Markets work better when information is available and expectations are consistent.

Trust Matters More Than Perfect Messaging

Many people feel tired of sustainability claims. Overpromising and vague language have made trust fragile.

Consumers tend to respond better to honesty than perfection. Clear explanations about progress and limitations feel more credible than polished statements. Brands that quietly improve without constant promotion often build deeper trust.

Economic pressure plays a role too. When money feels tight, people focus on value. Sustainable options that offer durability, lower running costs, or reliability continue to make sense. Those that rely only on moral appeal often fade. Sustainability lasts when it aligns with everyday priorities.

Infrastructure Shapes What Is Possible

Individual choices matter, but infrastructure shapes the options available. It determines what feels normal.

Energy systems that integrate renewables reduce emissions without asking people to change habits. Towns designed for walking and cycling make active transport feel natural. Waste systems built around recovery shift material flows at scale.

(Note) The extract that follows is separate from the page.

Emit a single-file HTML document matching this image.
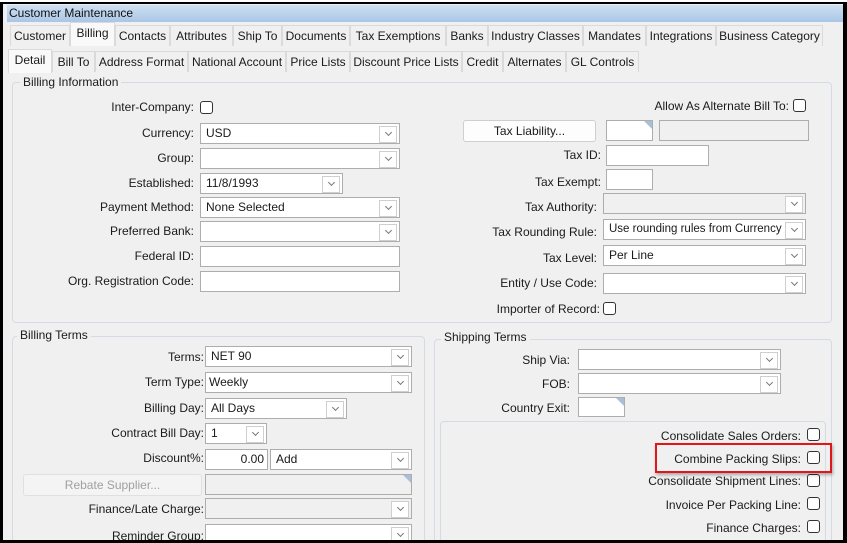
<!DOCTYPE html>
<html><head><meta charset="utf-8"><style>
*{box-sizing:border-box;margin:0;padding:0}
html,body{width:847px;height:543px;overflow:hidden;background:#fff}
#r{position:relative;width:847px;height:543px;overflow:hidden;background:#f0f0f0;font-family:"Liberation Sans",Arial,sans-serif;font-size:12px;color:#1a1a1a}
.a{position:absolute}
.tab{position:absolute;height:21px;border:1px solid #dadada;border-bottom:none;background:#f0f0f0;text-align:center;line-height:20px;white-space:nowrap}
.tab.sel{background:#f9f9f9;height:24px}
.grp{position:absolute;border:1px solid #d5dbe3;border-radius:4px}
.gl{position:absolute;background:#f0f0f0;padding:0 3px;line-height:14px}
.lbl{position:absolute;text-align:right;white-space:nowrap;line-height:20px}
.cb{position:absolute;width:13px;height:13px;border:1px solid #333;border-radius:3px;background:#fff}
.cmb{position:absolute;height:21px;background:#fff;border:1px solid #adadad;line-height:19px;padding-left:5px;white-space:nowrap}
.cmb.dis{background:#f0f0f0}
.cmb::after{content:"";position:absolute;right:2px;top:2px;width:16px;height:15px;border:1px solid #cfcfcf;background:#fff}
.cmb::before{content:"";position:absolute;right:8px;top:6px;width:4px;height:4px;border-right:1px solid #777;border-bottom:1px solid #777;transform:rotate(45deg);z-index:1}
.tb{position:absolute;height:21px;background:#fff;border:1px solid #adadad}
.tri{position:absolute;right:0;top:0;width:0;height:0;border-top:8px solid #a9bfd8;border-left:8px solid transparent}
.btn{position:absolute;height:22px;background:#fdfdfd;border:1px solid #cfcfcf;border-radius:3px;text-align:center;line-height:20px}
.blk{position:absolute;background:#000;z-index:20}
</style></head><body><div id="r">
<div class="blk" style="left:0;top:0;width:847px;height:2px;background:#fff"></div>
<div class="blk" style="left:0;top:2px;width:847px;height:2px"></div>
<div class="blk" style="left:0;top:2px;width:3px;height:541px"></div>
<div class="blk" style="left:843px;top:2px;width:4px;height:541px"></div>
<div class="blk" style="left:0;top:540px;width:847px;height:3px"></div>
<div class="a" style="left:7px;top:5px;width:836px;height:17px;background:linear-gradient(#cfe0f2,#a9c6e6);color:#111;padding-left:2px;line-height:16px">Customer Maintenance</div>

<div class="tab" style="left:10px;top:25px;width:60px">Customer</div>
<div class="tab sel" style="left:70px;top:22px;width:45px">Billing</div>
<div class="tab" style="left:115px;top:25px;width:55px">Contacts</div>
<div class="tab" style="left:170px;top:25px;width:63px">Attributes</div>
<div class="tab" style="left:233px;top:25px;width:49px">Ship To</div>
<div class="tab" style="left:282px;top:25px;width:68px">Documents</div>
<div class="tab" style="left:350px;top:25px;width:96px">Tax Exemptions</div>
<div class="tab" style="left:446px;top:25px;width:42px">Banks</div>
<div class="tab" style="left:488px;top:25px;width:95px">Industry Classes</div>
<div class="tab" style="left:583px;top:25px;width:63px">Mandates</div>
<div class="tab" style="left:646px;top:25px;width:70px">Integrations</div>
<div class="tab" style="left:716px;top:25px;width:107px">Business Category</div>

<div class="tab sel" style="left:8px;top:49px;width:44px">Detail</div>
<div class="tab" style="left:52px;top:51px;width:43px">Bill To</div>
<div class="tab" style="left:95px;top:51px;width:93px">Address Format</div>
<div class="tab" style="left:188px;top:51px;width:98px">National Account</div>
<div class="tab" style="left:286px;top:51px;width:64px">Price Lists</div>
<div class="tab" style="left:350px;top:51px;width:112px">Discount Price Lists</div>
<div class="tab" style="left:462px;top:51px;width:41px">Credit</div>
<div class="tab" style="left:503px;top:51px;width:63px">Alternates</div>
<div class="tab" style="left:566px;top:51px;width:73px">GL Controls</div>

<div class="grp" style="left:12px;top:82px;width:820px;height:241px"></div>
<div class="gl" style="left:20px;top:75px">Billing Information</div>

<div class="lbl" style="right:653px;top:97px">Inter-Company:</div><div class="cb" style="left:200px;top:101px"></div>
<div class="lbl" style="right:653px;top:123px">Currency:</div><div class="cmb" style="left:200px;top:123px;width:200px">USD</div>
<div class="lbl" style="right:653px;top:148px">Group:</div><div class="cmb" style="left:200px;top:148px;width:200px"></div>
<div class="lbl" style="right:653px;top:173px">Established:</div><div class="cmb" style="left:200px;top:173px;width:143px">11/8/1993</div>
<div class="lbl" style="right:653px;top:197px">Payment Method:</div><div class="cmb" style="left:200px;top:197px;width:200px">None Selected</div>
<div class="lbl" style="right:653px;top:221px">Preferred Bank:</div><div class="cmb" style="left:200px;top:221px;width:200px"></div>
<div class="lbl" style="right:653px;top:246px">Federal ID:</div><div class="tb" style="left:200px;top:246px;width:200px"></div>
<div class="lbl" style="right:653px;top:271px">Org. Registration Code:</div><div class="tb" style="left:200px;top:271px;width:200px"></div>

<div class="lbl" style="right:58px;top:96px">Allow As Alternate Bill To:</div><div class="cb" style="left:793px;top:99px"></div>
<div class="btn" style="left:463px;top:120px;width:133px">Tax Liability...</div>
<div class="tb" style="left:606px;top:120px;width:47px"><div class="tri"></div></div>
<div class="tb" style="left:659px;top:120px;width:150px;background:#f0f0f0"></div>
<div class="lbl" style="right:246px;top:145px">Tax ID:</div><div class="tb" style="left:606px;top:145px;width:103px"></div>
<div class="lbl" style="right:246px;top:172px">Tax Exempt:</div><div class="tb" style="left:606px;top:169px;width:47px"></div>
<div class="lbl" style="right:250px;top:197px">Tax Authority:</div><div class="cmb dis" style="left:603px;top:193px;width:203px"></div>
<div class="lbl" style="right:250px;top:222px">Tax Rounding Rule:</div><div class="cmb" style="left:603px;top:219px;width:203px;font-size:11.5px">Use rounding rules from Currency</div>
<div class="lbl" style="right:250px;top:248px">Tax Level:</div><div class="cmb" style="left:603px;top:245px;width:203px">Per Line</div>
<div class="lbl" style="right:250px;top:273px">Entity / Use Code:</div><div class="cmb" style="left:603px;top:273px;width:203px"></div>
<div class="lbl" style="right:247px;top:299px">Importer of Record:</div><div class="cb" style="left:603px;top:302px"></div>

<div class="grp" style="left:12px;top:336px;width:413px;height:215px"></div>
<div class="gl" style="left:17px;top:328px">Billing Terms</div>
<div class="lbl" style="right:643px;top:347px">Terms:</div><div class="cmb" style="left:205px;top:346px;width:207px">NET 90</div>
<div class="lbl" style="right:643px;top:372px">Term Type:</div><div class="cmb" style="left:205px;top:372px;width:207px;padding-left:3px">Weekly</div>
<div class="lbl" style="right:643px;top:398px">Billing Day:</div><div class="cmb" style="left:205px;top:398px;width:142px">All Days</div>
<div class="lbl" style="right:643px;top:423px">Contract Bill Day:</div><div class="cmb" style="left:205px;top:423px;width:62px">1</div>
<div class="lbl" style="right:643px;top:448px">Discount%:</div><div class="tb" style="left:205px;top:449px;width:63px;text-align:right;padding-right:3px;line-height:19px">0.00</div>
<div class="cmb" style="left:270px;top:449px;width:142px">Add</div>
<div class="btn" style="left:23px;top:474px;width:179px;color:#a0a0a0;background:#f4f4f4;border-color:#e0e0e0">Rebate Supplier...</div>
<div class="tb" style="left:205px;top:474px;width:207px;background:#f0f0f0"><div class="tri"></div></div>
<div class="lbl" style="right:643px;top:499px">Finance/Late Charge:</div><div class="cmb dis" style="left:205px;top:498px;width:207px"></div>
<div class="lbl" style="right:643px;top:526px">Reminder Group:</div><div class="cmb" style="left:205px;top:524px;width:207px"></div>

<div class="grp" style="left:434px;top:339px;width:398px;height:215px"></div>
<div class="gl" style="left:441px;top:330px">Shipping Terms</div>
<div class="lbl" style="right:277px;top:350px">Ship Via:</div><div class="cmb" style="left:578px;top:349px;width:203px"></div>
<div class="lbl" style="right:277px;top:374px">FOB:</div><div class="cmb" style="left:578px;top:373px;width:203px"></div>
<div class="lbl" style="right:277px;top:398px">Country Exit:</div><div class="tb" style="left:578px;top:397px;width:47px;height:20px"><div class="tri"></div></div>
<div class="grp" style="left:440px;top:421px;width:386px;height:130px"></div>
<div class="lbl" style="right:46px;top:426px">Consolidate Sales Orders:</div><div class="cb" style="left:807px;top:428px"></div>
<div class="lbl" style="right:46px;top:449px">Combine Packing Slips:</div><div class="cb" style="left:807px;top:451px"></div>
<div class="lbl" style="right:46px;top:471px">Consolidate Shipment Lines:</div><div class="cb" style="left:807px;top:474px"></div>
<div class="lbl" style="right:46px;top:495px">Invoice Per Packing Line:</div><div class="cb" style="left:807px;top:497px"></div>
<div class="lbl" style="right:46px;top:518px">Finance Charges:</div><div class="cb" style="left:807px;top:520px"></div>
<div class="a" style="left:655px;top:443px;width:177px;height:30px;border:2px solid #e0161b;box-shadow:1px 2px 3px rgba(0,0,0,.3)"></div>
</div></body></html>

These changes take time. They require investment and cooperation across sectors. The benefits often arrive indirectly, through resilience, health, and stability.

Infrastructure does quiet work. Its impact is felt gradually, then taken for granted.

When Sustainability Stops Needing A Label

Sustainability becomes mainstream when it stops being a special category. Energy efficiency becomes standard practice. Waste reduction becomes routine. Responsible sourcing becomes part of everyday procurement.

This shift does not arrive with fanfare. It happens gradually as incentives align and systems improve. People adapt without making a big deal of it.

The economics already point in this direction. Resource constraints are becoming harder to ignore. Climate risks show up in balance sheets. Technology makes measurement easier and cheaper.

Sustainability becomes mainstream when the sensible choice also happens to be the easiest one. At that point, behaviour changes quietly. Life carries on. The system does the heavy lifting.